Content item properties prove damn important – United Airlines looses $1 billion
Let this be a lesson for all of the Web content mangers out there. Back in 2002, when a story was published to a Web site, there little thought about properties associated with news items. In this case, the five-year-old story didn’t have a publish date.
When an old story gets pulled out of a database and becomes a hot topic, companies can loose millions; or in this case $1 billion in value. That’s what happened when a 2002 story about United Airlines going bankrupt hit Google News on Monday morning.

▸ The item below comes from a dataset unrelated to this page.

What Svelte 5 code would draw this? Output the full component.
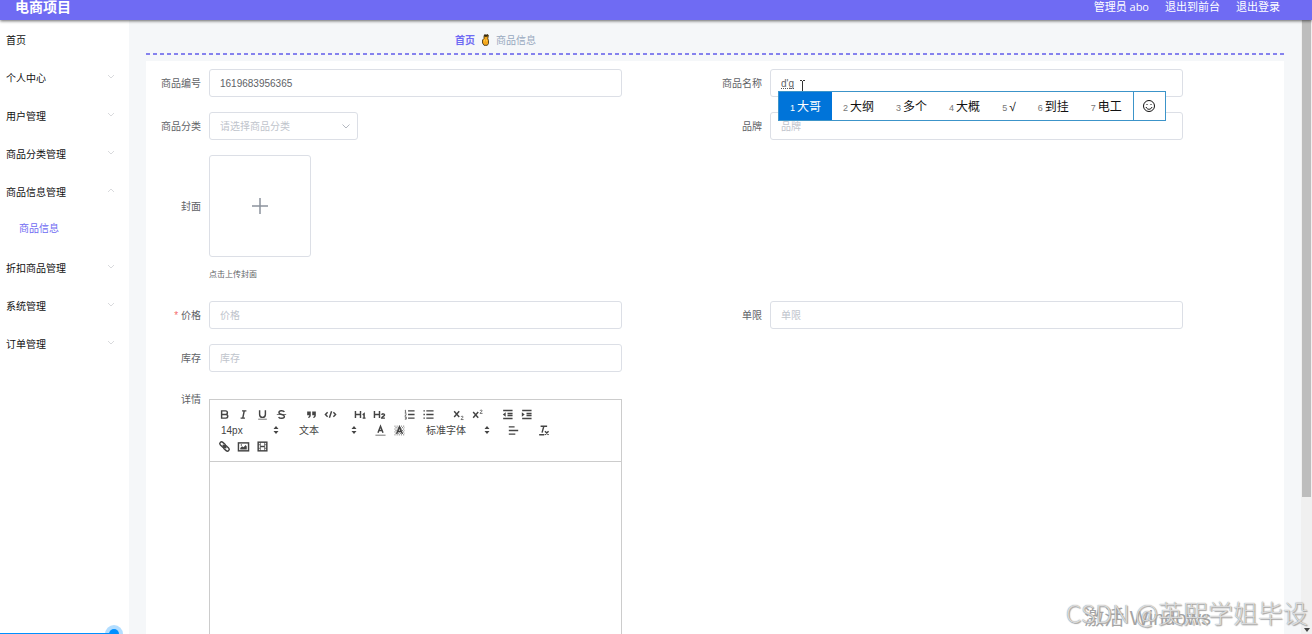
<script lang="ts">
  const menuItems = [
    { label: '首页', arrow: '' },
    { label: '个人中心', arrow: 'down' },
    { label: '用户管理', arrow: 'down' },
    { label: '商品分类管理', arrow: 'down' },
    { label: '商品信息管理', arrow: 'up', children: ['商品信息'] },
    { label: '折扣商品管理', arrow: 'down' },
    { label: '系统管理', arrow: 'down' },
    { label: '订单管理', arrow: 'down' },
  ];

  const candidates = ['大哥', '大纲', '多个', '大概', '√', '到挂', '电工'];

  const formatGroups = [
    ['bold', 'italic', 'underline', 'strike'],
    ['quote', 'code'],
    ['h1', 'h2'],
    ['ordered', 'bullet'],
    ['sub', 'super'],
    ['outdent', 'indent'],
  ];

  let goodsNo = $state('1619683956365');
  let goodsName = $state("d'g");
  let category = $state('');
</script>

{#snippet icon(name: string)}
  <svg class="ql-icon" viewBox="0 0 18 18" aria-hidden="true">
    {#if name === 'bold'}
      <path d="M5 4h5.5a2.5 2.5 0 0 1 0 5H5zM5 9h6a2.5 2.5 0 0 1 0 5H5z" />
    {:else if name === 'italic'}
      <path d="M7 4h6M5 14h6M10 4 8 14" />
    {:else if name === 'underline'}
      <path d="M5 3v6a4 4 0 0 0 8 0V3" />
      <path class="thin" d="M3 15.500h12" />
    {:else if name === 'strike'}
      <path d="M13 5.500C11.500 3 5.500 3.200 5.500 6.200c0 3.800 7.500 2 7.500 5.500 0 3.200-6.500 3.300-8 .8" />
      <path class="thin" d="M2.500 9h13" />
    {:else if name === 'quote'}
      <path class="solid" d="M3 5h5v5c0 2-1 3.500-3.500 4v-1.500C5.500 12 6 11 6 10H3zM10 5h5v5c0 2-1 3.500-3.500 4v-1.500c1-.5 1.500-1.500 1.500-2.500h-3z" />
    {:else if name === 'code'}
      <path d="M5 6 2 9l3 3M13 6l3 3-3 3M10.500 4.500l-3 9" />
    {:else if name === 'h1'}
      <path d="M2 4v10M9 4v10M2 9h7M12 9.500l2-1.500v6M12 14h4" />
    {:else if name === 'h2'}
      <path d="M2 4v10M9 4v10M2 9h7M12 9.500c.5-2 4-1.800 4 .2 0 1.500-4 2.500-4 4.300h4.500" />
    {:else if name === 'ordered'}
      <path d="M7 4h9M7 9h9M7 14h9" />
      <path class="thin" d="M2.500 3.500 3.500 3v3M2.500 6h2M2.500 8h2v1l-2 2h2M2.500 12.500h2v3h-2M3 14h1.500" />
    {:else if name === 'bullet'}
      <path d="M6 4h10M6 9h10M6 14h10M2 4h2M2 9h2M2 14h2" />
    {:else if name === 'sub'}
      <path d="M3 4.500l7 8M10 4.500l-7 8" />
      <path class="thin" d="M12.500 12.500c.3-1.600 3-1.500 3 0 0 1-3 2-3 3.500h3.500" />
    {:else if name === 'super'}
      <path d="M3 5.500l7 8M10 5.500l-7 8" />
      <path class="thin" d="M12.500 4c.3-1.600 3-1.500 3 0 0 1-3 2-3 3.500h3.500" />
    {:else if name === 'outdent'}
      <path d="M3 3.500h13M9 7.500h7M9 10.500h7M3 14.500h13" />
      <path class="solid" d="M6.500 6v6L2.500 9z" />
    {:else if name === 'indent'}
      <path d="M3 3.500h13M9 7.500h7M9 10.500h7M3 14.500h13" />
      <path class="solid" d="M2.500 6v6l4-3z" />
    {:else if name === 'color'}
      <path class="thin" d="M2 15.500h14" />
      <path d="M5.500 12 9 3l3.500 9M7 9h4" />
    {:else if name === 'background'}
      <path class="dots" d="M2 3h14M2 7h14M2 11h14M2 15h14" />
      <path class="dots" stroke-dashoffset="1.500" d="M2 5h14M2 9h14M2 13h14" />
      <path d="M5 13.500 9 4l4 9.500M6.500 10.500h5" />
    {:else if name === 'align'}
      <path d="M2.500 4h8M2.500 9h13M2.500 14h9" />
    {:else if name === 'clean'}
      <path d="M5 3h9M9.500 3 7 12M3 15h7M11 10l5 5M16 10l-5 5" />
    {:else if name === 'link'}
      <rect x="2" y="4" width="9" height="5" rx="2.500" transform="rotate(42 6.500 6.500)" />
      <rect x="7" y="9" width="9" height="5" rx="2.500" transform="rotate(42 11.500 11.500)" />
      <path d="M6.500 6.500l5 5" />
    {:else if name === 'image'}
      <rect x="2" y="4" width="14" height="11" />
      <path class="solid" d="M4.500 13v-2l2.500-2.500 2 1.500 3-3 1.500 2v4z" />
      <circle class="solid" cx="6" cy="7" r="1" />
    {:else if name === 'video'}
      <rect x="3" y="3" width="12" height="12" />
      <path class="thin" d="M6 3v12M12 3v12M3 6.500h3M3 11.500h3M12 6.500h3M12 11.500h3" />
      <path d="M6 9h6" />
    {/if}
  </svg>
{/snippet}

{#snippet tool(name: string)}
  <button class="tool" type="button" aria-label={name}>{@render icon(name)}</button>
{/snippet}

{#snippet picker(label: string, value: string, wide: boolean)}
  <span class="picker" class:wide>
    <select aria-label={label}><option>{value}</option></select>
    <svg class="updown" viewBox="0 0 6 8" aria-hidden="true"><path d="M3 0l2.500 3h-5zM3 8 .5 5h5z" /></svg>
  </span>
{/snippet}

<div class="page">
  <header class="topbar">
    <h1>电商项目</h1>
    <nav class="account">
      <span>管理员 abo</span>
      <a href="#front">退出到前台</a>
      <a href="#logout">退出登录</a>
    </nav>
  </header>

  <div class="body">
    <aside class="sidebar">
      {#each menuItems as item}
        <button class="menu-item" type="button">
          <span>{item.label}</span>
          {#if item.arrow}
            <svg class="arrow" class:up={item.arrow === 'up'} viewBox="0 0 8 5" aria-hidden="true"><path d="M1 1l3 3 3-3" /></svg>
          {/if}
        </button>
        {#each item.children ?? [] as child}
          <a class="submenu-item" href="#goods">{child}</a>
        {/each}
      {/each}
    </aside>

    <main class="content">
      <nav class="breadcrumb">
        <a href="#home">首页</a>
        <svg class="separator" viewBox="0 0 9 12" aria-hidden="true">
          <path class="hand" d="M3 4.500 3 1.500 4.200 .8l.6 1.800L6.200.6l1.200.6L6.800 4.500 7.500 6.500v3l-1.200 1.800H3L1.500 9V6z" />
          <path class="knuckle" d="M3.200.6h3.600v2H3.200z" />
          <path class="crease" d="M3.500 5.500v2M5.500 5.500v2" />
        </svg>
        <span>商品信息</span>
      </nav>

      <form class="card">
        <div class="field">
          <label for="goods-no">商品编号</label>
          <div class="control"><input id="goods-no" type="text" bind:value={goodsNo} /></div>
        </div>
        <div class="field">
          <label for="goods-name">商品名称</label>
          <div class="control">
            <input id="goods-name" class="composing" type="text" bind:value={goodsName} />
            <svg class="caret" viewBox="0 0 5 12" aria-hidden="true"><path d="M0 .5h2M3 .5h2M2.500 1v10M0 11.500h2M3 11.500h2" /></svg>
            <div class="ime">
              {#each candidates as word, i}
                <span class="candidate" class:active={i === 0}><small>{i + 1}</small>{word}</span>
              {/each}
              <button class="emoji" type="button" aria-label="emoji">
                <svg viewBox="0 0 12 12"><circle cx="6" cy="6" r="5.500" /><path d="M3 7c1 3 5 3 6 0M4 4v1M8 4v1" /></svg>
              </button>
            </div>
          </div>
        </div>

        <div class="field">
          <label for="category">商品分类</label>
          <div class="control">
            <span class="dropdown">
              <select id="category" bind:value={category}>
                <option value="" disabled>请选择商品分类</option>
              </select>
              <svg viewBox="0 0 8 5" aria-hidden="true"><path d="M.5.5 4 4 7.500.5" /></svg>
            </span>
          </div>
        </div>
        <div class="field">
          <label for="brand">品牌</label>
          <div class="control"><input id="brand" type="text" placeholder="品牌" /></div>
        </div>

        <div class="field full cover">
          <label for="cover">封面</label>
          <div class="control">
            <button id="cover" class="upload" type="button" aria-label="上传">
              <svg viewBox="0 0 16 16"><path d="M8 0v16M0 8h16" /></svg>
            </button>
            <p class="tip">点击上传封面</p>
          </div>
        </div>

        <div class="field">
          <label for="price" class="required">价格</label>
          <div class="control"><input id="price" type="text" placeholder="价格" /></div>
        </div>
        <div class="field">
          <label for="limit">单限</label>
          <div class="control"><input id="limit" type="text" placeholder="单限" /></div>
        </div>

        <div class="field first-column">
          <label for="stock">库存</label>
          <div class="control"><input id="stock" type="text" placeholder="库存" /></div>
        </div>

        <div class="field first-column detail">
          <label for="detail">详情</label>
          <div class="control">
            <div class="editor">
              <div class="toolbar">
                <div class="tool-row">
                  {#each formatGroups as group}
                    <span class="formats">
                      {#each group as name}{@render tool(name)}{/each}
                    </span>
                  {/each}
                </div>
                <div class="tool-row">
                  {@render picker('字号', '14px', false)}
                  {@render picker('标题', '文本', false)}
                  <span class="formats">{@render tool('color')}{@render tool('background')}</span>
                  {@render picker('字体', '标准字体', true)}
                  {@render tool('align')}
                  {@render tool('clean')}
                </div>
                <div class="tool-row">
                  <span class="formats">{@render tool('link')}{@render tool('image')}{@render tool('video')}</span>
                </div>
              </div>
              <textarea id="detail"></textarea>
            </div>
          </div>
        </div>
      </form>
    </main>

    <div class="scrollbar">
      <div class="thumb"></div>
      <svg viewBox="0 0 6 4" aria-hidden="true"><path d="M0 0h6L3 4z" /></svg>
    </div>
  </div>

  <div class="progress"><span class="knob"></span></div>
  <div class="activate">激活 Windows</div>
  <div class="watermark">CSDN @英熙学姐毕设</div>
</div>

<style>
  :global(body) {
    margin: 0;
  }

  .page {
    position: relative;
    display: flex;
    flex-direction: column;
    height: 100vh;
    overflow: hidden;
    background: #f5f7f9;
    font-family: 'Liberation Sans', 'Noto Sans CJK SC', sans-serif;
    font-size: 10px;
    color: #606266;
  }

  button,
  input,
  select,
  textarea {
    box-sizing: border-box;
    margin: 0;
    padding: 0;
    border: none;
    background: none;
    font: inherit;
    color: inherit;
    outline: none;
  }

  a {
    color: inherit;
    text-decoration: none;
  }

  svg {
    fill: none;
    stroke: currentColor;
  }

  .topbar {
    position: relative;
    z-index: 1;
    display: flex;
    justify-content: space-between;
    flex: none;
    height: 20px;
    padding: 0 32px 0 15px;
    background: #6f6bf3;
    box-shadow: 0 1px 3px rgba(0, 0, 0, 0.6);
    color: #fff;
    line-height: 14px;
  }

  .topbar h1 {
    margin: 0;
    font-size: 14px;
    font-weight: bold;
  }

  .account {
    display: flex;
    gap: 16px;
    font-family: 'Open Sans', 'Noto Sans CJK SC', sans-serif;
    font-size: 11px;
  }

  .body {
    display: flex;
    flex: 1;
    min-height: 0;
  }

  .sidebar {
    flex: none;
    width: 129px;
    background: #fff;
    color: #111;
  }

  .menu-item {
    display: flex;
    align-items: center;
    justify-content: space-between;
    width: 100%;
    height: 38px;
    padding: 0 14px 0 6px;
  }

  .arrow {
    width: 8px;
    height: 5px;
    margin-bottom: 2px;
    color: #c8cacf;
    stroke-width: 0.7;
  }

  .arrow.up {
    transform: rotate(180deg);
  }

  .submenu-item {
    display: block;
    padding-left: 19px;
    line-height: 38px;
    color: #6f6bf3;
  }

  .content {
    flex: 1;
    min-width: 0;
    padding: 0 17px;
  }

  .breadcrumb {
    display: flex;
    align-items: center;
    gap: 6px;
    height: 35px;
    box-sizing: border-box;
    padding: 4px 0 0 309px;
    margin-bottom: 6px;
    background: repeating-linear-gradient(90deg, #8582ee 0 4px, transparent 4px 7px) left bottom / 100% 2px no-repeat;
    color: #97a8be;
  }

  .breadcrumb a {
    font-weight: bold;
    color: #6f6bf3;
  }

  .separator {
    width: 9px;
    height: 12px;
  }

  .hand {
    fill: #f5a81c;
    stroke: #33280f;
    stroke-width: 0.8;
  }

  .knuckle {
    fill: #33280f;
    stroke: none;
  }

  .crease {
    stroke: #fbc74a;
  }

  .card {
    display: grid;
    grid-template-columns: 1fr 1fr;
    row-gap: 15px;
    padding: 8px 8px 24px;
    background: #fff;
  }

  .field {
    display: flex;
    gap: 8px;
    padding-right: 93px;
  }

  .field label {
    flex: none;
    width: 47px;
    height: 28px;
    line-height: 30px;
    text-align: right;
    white-space: nowrap;
  }

  .required::before {
    content: '* ';
    color: #f56c6c;
  }

  .control {
    position: relative;
    flex: 1;
    min-width: 0;
  }

  .full {
    grid-column: 1 / -1;
  }

  .first-column {
    grid-column: 1;
  }

  input,
  .dropdown select {
    display: block;
    width: 100%;
    height: 28px;
    padding: 0 10px;
    border: 1px solid #dcdfe6;
    border-radius: 3px;
    background: #fff;
  }

  input::placeholder {
    color: #c0c4cc;
    opacity: 1;
  }

  /* dotted line under the uncommitted pinyin */
  .composing {
    background: repeating-linear-gradient(90deg, #555 0 1px, transparent 1px 2px) 10px 18px / 13px 1px no-repeat #fff;
  }

  .caret {
    position: absolute;
    top: 11px;
    left: 30px;
    width: 5px;
    height: 12px;
    color: #333;
  }

  .ime {
    position: absolute;
    top: 22px;
    left: 8px;
    z-index: 2;
    display: flex;
    height: 30px;
    box-sizing: border-box;
    border: 1px solid #3c94c9;
    background: #fff;
    color: #111;
    font-size: 12px;
    line-height: 26px;
    white-space: nowrap;
  }

  .candidate {
    padding: 2px 11px 0;
  }

  .candidate small {
    margin-right: 2px;
    font-size: 9px;
    color: #777;
  }

  .candidate.active {
    background: #0074d9;
    color: #fff;
  }

  .candidate.active small {
    color: #fff;
  }

  .emoji {
    display: grid;
    place-items: center;
    width: 32px;
    border-left: 1px solid #3c94c9;
  }

  .emoji svg {
    width: 12px;
    height: 12px;
  }

  .dropdown {
    position: relative;
    display: block;
    width: 149px;
  }

  .dropdown select {
    appearance: none;
    color: #c0c4cc;
  }

  .dropdown svg {
    position: absolute;
    top: 12px;
    right: 8px;
    width: 8px;
    height: 5px;
    color: #b4b8c0;
  }

  .cover label {
    line-height: 104px;
  }

  .upload {
    display: grid;
    place-items: center;
    width: 102px;
    height: 102px;
    border: 1px solid #dcdfe6;
    border-radius: 3px;
  }

  .upload svg {
    width: 16px;
    height: 16px;
    color: #8c939d;
    stroke-width: 1.5;
  }

  .tip {
    margin: 10px 0 3px;
    font-size: 8px;
    line-height: 16px;
  }

  .detail label {
    line-height: 26px;
  }

  .editor {
    margin-top: 12px;
    border: 1px solid #ccc;
  }

  .toolbar {
    padding: 6px 5px 7px;
    border-bottom: 1px solid #ccc;
    color: #444;
  }

  .tool-row {
    display: flex;
    gap: 11px;
    height: 16px;
  }

  .formats {
    display: flex;
  }

  .tool {
    display: grid;
    place-items: center;
    width: 19px;
    height: 16px;
  }

  .ql-icon {
    width: 13px;
    height: 13px;
    stroke-width: 2;
  }

  .ql-icon .thin {
    stroke-width: 1;
  }

  .ql-icon .dots {
    stroke-width: 1;
    stroke-dasharray: 1.5 1.5;
  }

  .ql-icon .solid {
    fill: currentColor;
    stroke: none;
  }

  .picker {
    position: relative;
    width: 67px;
  }

  .picker.wide {
    width: 73px;
  }

  .picker select {
    display: block;
    width: 100%;
    height: 16px;
    padding-left: 6px;
    appearance: none;
  }

  .updown {
    position: absolute;
    top: 4px;
    right: 3px;
    width: 6px;
    height: 8px;
    fill: currentColor;
    stroke: none;
  }

  textarea {
    display: block;
    width: 100%;
    height: 280px;
    padding: 8px 10px;
    resize: none;
  }

  .scrollbar {
    display: flex;
    flex-direction: column;
    align-items: center;
    justify-content: space-between;
    flex: none;
    width: 11px;
    padding-bottom: 2px;
    background: #f0f0f0;
  }

  .thumb {
    width: 9px;
    height: 78%;
    background: #bdbdbd;
  }

  .scrollbar svg {
    width: 6px;
    height: 4px;
    fill: #444;
    stroke: none;
  }

  .progress {
    position: absolute;
    bottom: 0;
    left: 0;
    width: 114px;
    height: 1px;
    background: #0090ff;
  }

  .knob {
    position: absolute;
    top: -4px;
    right: -5px;
    width: 10px;
    height: 10px;
    border-radius: 50%;
    background: #0090ff;
    box-shadow: 0 0 0 4px rgba(0, 144, 255, 0.3);
  }

  .activate {
    position: absolute;
    right: 101px;
    bottom: 4px;
    font-family: 'Liberation Sans', 'Noto Sans CJK SC', sans-serif;
    font-size: 20px;
    line-height: 24px;
    color: #a4a4a4;
  }

  .watermark {
    position: absolute;
    right: 4px;
    bottom: 6px;
    font-family: 'Noto Sans CJK SC', sans-serif;
    font-size: 25px;
    font-weight: 300;
    line-height: 32px;
    color: rgba(255, 255, 255, 0.7);
    text-shadow: 0 0 1px #777, 1px 1px 1px #aaa;
  }
</style>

When you post a story – or even a blog post – there are certain properties (a.k.a tags or attributes) that you associate with the post. You have the headline, description, abstract, teaser, author, dateline, publication date, keywords and body text. You can have more properties too.
All of these properties make it easier to categorize information, and it makes it easier for search engines to pick up and display your content as well.
Well you can imagine what happened when Google picked up a story about the possibility of United Airlines filing bankruptcy on Monday morning. Google – which is really just one big computer – could not find a publish date, so it assumed the post was current.
The story went viral. UAL stock lost more than $1 billion in value. They don’t have much to spare, so it’s a big deal.
Reuters has one of the stories out there – Tribune blames Google for UAL bankruptcy story. Well I guess you need to blame someone.
NEW YORK (Reuters) – Tribune Co on Wednesday blamed technology owned by search engine company Google Inc for treating an outdated story about UAL Corp’s bankruptcy as current, breaking news.
Tribune said in a press release it had identified problems with Google’s “Googlebot” technology months ago and asked the company to stop using it to “crawl” for stories on its website.
The Chicago-based publisher said it believes Google continued using the technology to identify stories and make them available as search results on its Google News site, and that Google continues to misclassify stories.
That’s gotta hurt.
Here’s a clip from Forbes.com.
NEW YORK (Thomson Financial) – Trading in shares of UAL Corp. was halted Monday morning on reports that the company was filing for bankruptcy. While calls to the company weren’t returned, CNBC cited the company as saying the reports were untrue.
The shares were halted at 1 cent, down 99.92% off their Friday closing price of $13.20. Volume was 29.1 million shares.
That really hurts. Luckily for the stockholders, United seems to have gained back most of the losses.